**Q1: What is the KNN algorithm?**

K-Nearest Neighbors (KNN) is a simple, non-parametric, and lazy learning algorithm used for classification and regression. It operates by finding the K nearest training examples in the feature space to the given query point and making predictions based on the labels (for classification) or average values (for regression) of these neighbors.



**Q2: How do you choose the value of K in KNN?**

Choosing the value of K in KNN involves balancing the bias-variance trade-off:

* Small K values can lead to high variance and overfitting, as the model becomes sensitive to noise in the data.
* Large K values can lead to high bias and underfitting, as the model becomes too smooth and may ignore important patterns.
A common approach is to use cross-validation to test different K values and select the one that provides the best performance on the validation set.

**Q3: What is the difference between KNN classifier and KNN regressor?**

* KNN Classifier: Predicts the class label for a given input based on the majority class among its K nearest neighbors.
* KNN Regressor: Predicts a continuous value for a given input by averaging the values of its K nearest neighbors.

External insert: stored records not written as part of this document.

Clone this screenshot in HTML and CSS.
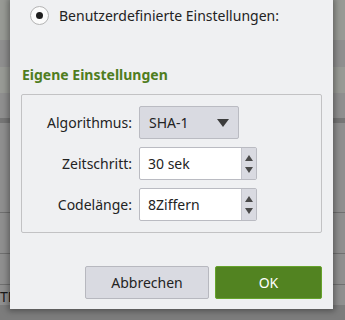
FILE: index.html
```html
<!DOCTYPE html>
<html>
<head>
<meta charset="utf-8">
<link rel="stylesheet" href="styles.css">
</head>
<body>
<div class="desk">
  <div class="band green h40"></div>
  <div class="band grey h27"></div>
  <div class="band green h26"></div>
  <div class="band grey h25"></div>
  <div class="band dark h5"></div>
  <div class="band grey h89"></div>
  <div class="band line"></div>
  <div class="band grey h40"></div>
  <div class="band line"></div>
  <div class="band grey h30"></div>
  <div class="band line"></div>
  <div class="band grey h20"><span class="peek">TE</span></div>
</div>
<div class="dialog">
  <div class="radio-row">
    <span class="radio"><span class="dot"></span></span>
    <span class="radio-label">Benutzerdefinierte Einstellungen:</span>
  </div>
  <div class="section-title">Eigene Einstellungen</div>
  <div class="group">
    <div class="form">
      <div class="lbl">Algorithmus:</div>
      <div class="combo"><span>SHA-1</span><svg class="tri" width="12" height="8" viewBox="0 0 12 8"><path d="M0 0H12L6 8Z" fill="#3c3c3c"/></svg></div>
      <div class="lbl">Zeitschritt:</div>
      <div class="spin"><span class="val">30 sek</span><span class="btns"><svg width="8" height="6" viewBox="0 0 8 6"><path d="M0 6L4 0L8 6Z" fill="#4a4a4a"/></svg><svg width="8" height="6" viewBox="0 0 8 6"><path d="M0 0H8L4 6Z" fill="#4a4a4a"/></svg></span></div>
      <div class="lbl">Codelänge:</div>
      <div class="spin"><span class="val">8Ziffern</span><span class="btns"><svg width="8" height="6" viewBox="0 0 8 6"><path d="M0 6L4 0L8 6Z" fill="#4a4a4a"/></svg><svg width="8" height="6" viewBox="0 0 8 6"><path d="M0 0H8L4 6Z" fill="#4a4a4a"/></svg></span></div>
    </div>
  </div>
  <div class="buttons">
    <button class="btn">Abbrechen</button>
    <button class="btn ok">OK</button>
  </div>
</div>
</body>
</html>
```
FILE: styles.css
```css
* { box-sizing: border-box; }
html, body { margin: 0; padding: 0; }
body {
  width: 345px; height: 320px; overflow: hidden; position: relative;
  font-family: "Noto Sans", "Open Sans", sans-serif; font-size: 14px; color: #232323;
  background: #7c7c7c;
}
.desk { display: flex; flex-direction: column; }
.band { width: 100%; background: #8f8f8f; }
.green { background: #989a95; }
.grey { background: #8f8f8f; }
.dark { background: #767676; }
.line { height: 1px; background: #707070; }
.h40 { height: 40px; } .h27 { height: 27px; } .h26 { height: 26px; }
.h25 { height: 25px; } .h5 { height: 5px; } .h89 { height: 89px; }
.h30 { height: 30px; } .h20 { height: 20px; }
.peek { display: block; padding-top: 5px; font-size: 14px; color: #1a1a1a; line-height: 14px; margin-left: 0; }

.dialog {
  position: absolute; left: 10px; top: 0; width: 323px; height: 309px;
  background: #eff0f2;
  box-shadow: 0 0 6px 2px rgba(0,0,0,0.35);
  padding: 0 11px;
  display: flex; flex-direction: column;
}
.radio-row { display: flex; align-items: center; height: 30px; padding-left: 9px; }
.radio {
  width: 19px; height: 19px; border-radius: 50%; border: 1px solid #b4b4b4; background: #fbfbfb;
  display: flex; align-items: center; justify-content: center;
}
.dot { width: 7px; height: 7px; border-radius: 50%; background: #1e1e1e; }
.radio-label { margin-left: 10px; }
.section-title { margin-top: 35px; padding-left: 1px; font-weight: bold; color: #4f7d1e; height: 29px; line-height: 20px; }
.group { border: 1px solid #c2c2c4; border-radius: 2px; height: 139px; padding: 11px 0 0 0; }
.form { display: grid; grid-template-columns: 110px auto; column-gap: 7px; row-gap: 8px; align-items: center; justify-items: start; }
.lbl { justify-self: end; }
.combo {
  width: 100px; height: 33px; background: #d9dae1; border: 1px solid #babbc2; border-radius: 2px;
  display: flex; align-items: center; justify-content: space-between; padding: 0 9px 0 9px;
}
.spin {
  width: 118px; height: 33px; background: #fff; border: 1px solid #babbc2; border-radius: 2px;
  display: flex; align-items: stretch;
}
.val { flex: 1; display: flex; align-items: center; padding-left: 8px; }
.btns { width: 15px; background: #d9dae1; border-left: 1px solid #c4c5cc; display: flex; flex-direction: column; align-items: center; justify-content: center; gap: 6px; }
.buttons { margin-top: auto; margin-bottom: 10px; display: flex; justify-content: flex-end; gap: 6px; }
.btn {
  font-family: inherit; font-size: 14px; color: #232323;
  width: 124px; height: 33px; background: #d9dae1; border: 1px solid #b7b8bf; border-radius: 2px;
}
.btn.ok { width: 107px; background: #528321; border: 1px solid #66a32c; color: #fff; }
```
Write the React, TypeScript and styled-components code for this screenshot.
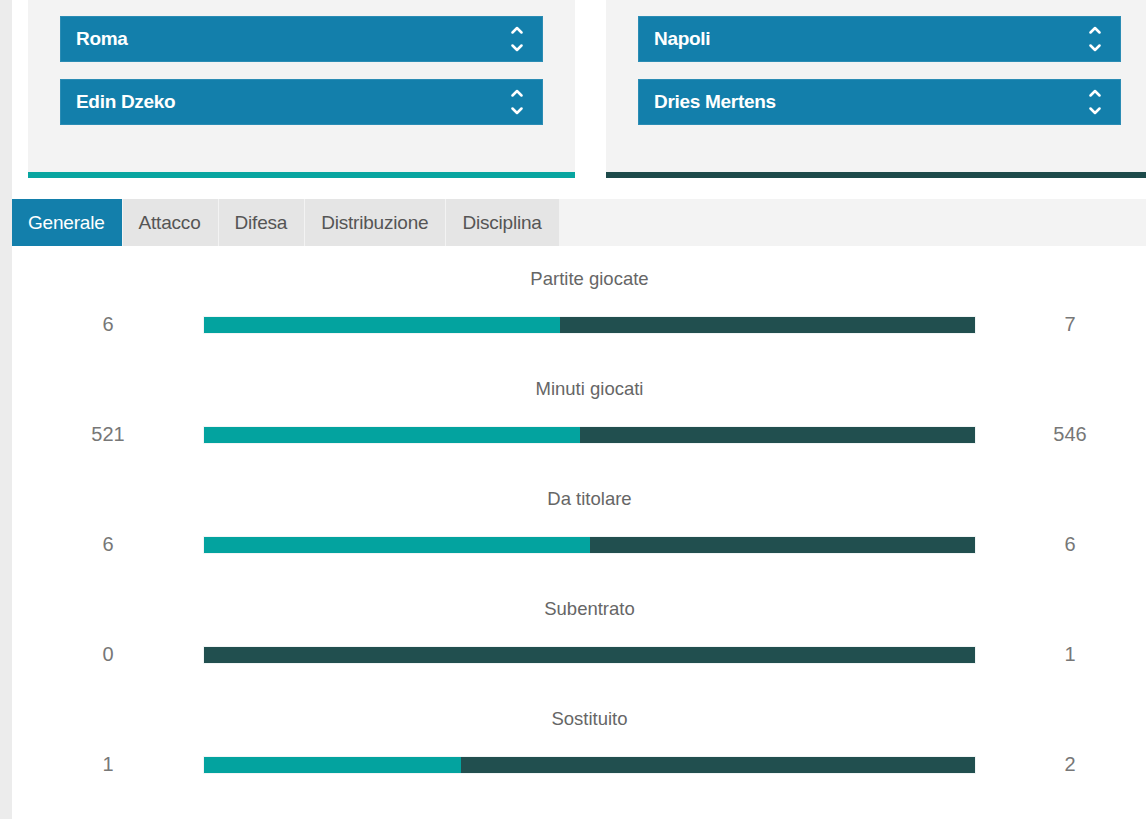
import React from "react";
import styled, { createGlobalStyle } from "styled-components";

const GlobalStyle = createGlobalStyle`
  html, body {
    margin: 0;
    padding: 0;
    background: #ececec;
    overflow: hidden;
  }
  body {
    font-family: "Liberation Sans", Arial, sans-serif;
  }
`;

const Page = styled.div`
  width: 1157px;
  margin-left: 12px;
  background: #ffffff;
  min-height: 819px;
`;

const Selectors = styled.div`
  display: grid;
  grid-template-columns: 1fr 1fr;
  gap: 31px;
  padding: 0 16px;
`;

const TeamPanel = styled.div<{ $accent: string }>`
  display: flex;
  flex-direction: column;
  gap: 17px;
  padding: 16px 32px 47px 32px;
  background: #f3f3f3;
  border-bottom: 6px solid ${(p) => p.$accent};
`;

const SelectBox = styled.div`
  display: flex;
  align-items: center;
  justify-content: space-between;
  height: 46px;
  box-sizing: border-box;
  padding: 0 19px 0 15px;
  background: #137fab;
  border: 1px solid #2b8cb4;
  color: #ffffff;
  font-size: 19px;
  font-weight: bold;
  letter-spacing: -0.3px;
  cursor: pointer;
`;

const TabBar = styled.div`
  display: flex;
  margin-top: 21px;
  height: 47px;
  background: #f3f3f3;
`;

const Tab = styled.div<{ $active?: boolean }>`
  display: flex;
  align-items: center;
  padding: 0 17px 0 16px;
  margin-right: 1px;
  font-size: 19px;
  letter-spacing: -0.2px;
  color: ${(p) => (p.$active ? "#ffffff" : "#555555")};
  background: ${(p) => (p.$active ? "#137fab" : "#e5e5e5")};
  cursor: pointer;
`;

const Stats = styled.div`
  padding-top: 23px;
`;

const StatBlock = styled.div`
  margin-bottom: 44px;
`;

const StatTitle = styled.div`
  height: 20px;
  line-height: 20px;
  text-align: center;
  padding-right: 2px;
  font-size: 18.5px;
  color: #666666;
`;

const StatRow = styled.div`
  display: grid;
  grid-template-columns: 192px 771px 190px;
  align-items: center;
  height: 22px;
  margin-top: 24px;
`;

const Value = styled.div`
  text-align: center;
  font-size: 20px;
  color: #777777;
`;

const Bar = styled.div`
  display: flex;
  height: 16px;
  box-shadow: 0 0 0 1px #f1f5f5;
  background: #214f4f;
`;

const HomePart = styled.div`
  height: 100%;
  background: #03a39f;
`;

const AwayPart = styled.div`
  flex: 1;
  height: 100%;
  background: #214f4f;
`;

const Chevrons = () => (
  <svg width="12" height="28" viewBox="0 0 12 28" fill="none">
    <polyline points="1.5,7.5 6,3 10.5,7.5" stroke="#fff" strokeWidth="2.5" strokeLinecap="round" strokeLinejoin="round" />
    <polyline points="1.5,20.5 6,25 10.5,20.5" stroke="#fff" strokeWidth="2.5" strokeLinecap="round" strokeLinejoin="round" />
  </svg>
);

const stats = [
  { label: "Partite giocate", home: 6, away: 7 },
  { label: "Minuti giocati", home: 521, away: 546 },
  { label: "Da titolare", home: 6, away: 6 },
  { label: "Subentrato", home: 0, away: 1 },
  { label: "Sostituito", home: 1, away: 2 },
];

const tabs = ["Generale", "Attacco", "Difesa", "Distribuzione", "Disciplina"];

export default function App() {
  return (
    <>
      <GlobalStyle />
      <Page>
        <Selectors>
          <TeamPanel $accent="#08a5a0">
            <SelectBox>
              Roma
              <Chevrons />
            </SelectBox>
            <SelectBox>
              Edin Dzeko
              <Chevrons />
            </SelectBox>
          </TeamPanel>
          <TeamPanel $accent="#1d4a4a">
            <SelectBox>
              Napoli
              <Chevrons />
            </SelectBox>
            <SelectBox>
              Dries Mertens
              <Chevrons />
            </SelectBox>
          </TeamPanel>
        </Selectors>

        <TabBar>
          {tabs.map((t, i) => (
            <Tab key={t} $active={i === 0}>
              {t}
            </Tab>
          ))}
        </TabBar>

        <Stats>
          {stats.map((s) => {
            const total = s.home + s.away;
            const pct = total ? (s.home / total) * 100 : 0;
            return (
              <StatBlock key={s.label}>
                <StatTitle>{s.label}</StatTitle>
                <StatRow>
                  <Value>{s.home}</Value>
                  <Bar>
                    <HomePart style={{ width: `${pct}%` }} />
                    <AwayPart />
                  </Bar>
                  <Value>{s.away}</Value>
                </StatRow>
              </StatBlock>
            );
          })}
        </Stats>
      </Page>
    </>
  );
}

**Q4: How do you measure the performance of KNN?**

* Classification: Performance can be measured using metrics such as accuracy, precision, recall, F1-score, and confusion matrix.
* Regression: Performance can be measured using metrics such as Mean Squared Error (MSE), Mean Absolute Error (MAE), and R-squared.

**Q5: What is the curse of dimensionality in KNN?**

The curse of dimensionality refers to the phenomenon where the performance of KNN deteriorates as the number of dimensions (features) increases. In high-dimensional spaces, the distances between points become less meaningful because data points tend to become equidistant from each other, making it difficult for the KNN algorithm to identify meaningful neighbors.



**Q6: How do you handle missing values in KNN?**

Handling missing values in KNN can be done using:

* Imputation: Filling in missing values with statistical measures (mean, median) or using models to predict the missing values.
* Removing instances: Dropping instances with missing values, although this might not be feasible if too much data is lost.
* Using algorithms: Employing algorithms that can handle missing values, such as k-Nearest Neighbor imputation, where missing values are filled using the average of the nearest neighbors.

**Q7: Compare and contrast the performance of the KNN classifier and regressor. Which one is better for which type of problem?**

* KNN Classifier: Suitable for classification tasks where the goal is to assign a label to an input. It performs well when there are clear decision boundaries and sufficient labeled data.
* KNN Regressor: Suitable for regression tasks where the goal is to predict a continuous value. It works well when the relationship between input features and the target variable is smooth and not overly complex.

**Q8: What are the strengths and weaknesses of the KNN algorithm for classification and regression tasks, and how can these be addressed?**


`Strengths:`

* Simple and easy to implement.
* No assumptions about the underlying data distribution.
* Can perform well with a large amount of data.

`Weaknesses:`

* Computationally expensive at prediction time, especially with large datasets.
* Sensitive to the choice of K and the distance metric.
* Can suffer from the curse of dimensionality.

`Addressing weaknesses:`

* Use dimensionality reduction techniques (e.g., PCA) to mitigate the curse of dimensionality.
* Use efficient data structures (e.g., KD-trees, Ball-trees) to speed up neighbor searches.
* Employ cross-validation to select the optimal K and distance metric.


Q9: What is the difference between Euclidean distance and Manhattan distance in KNN?


* Euclidean Distance: Measures the straight-line distance between two points in Euclidean space. It is computed as the square root of the sum of the squared differences between corresponding features.

![Screenshot 2024-08-04 182028.png](attachment:42fb2d30-0835-4dac-956a-5581e7675c34.png)

* Manhattan Distance: Measures the distance between two points by summing the absolute differences between corresponding features.

![Screenshot 2024-08-04 182033.png](attachment:892c466e-e8d1-49a2-8f75-a554b19e0a34.png)

**Q10: What is the role of feature scaling in KNN?**

Feature scaling is crucial in KNN because the algorithm relies on distance calculations. Features with larger ranges can disproportionately influence the distance measurements, leading to biased results. Scaling features to a similar range (e.g., using standardization or normalization) ensures that each feature contributes equally to the distance calculations, improving the performance and reliability of the KNN algorithm.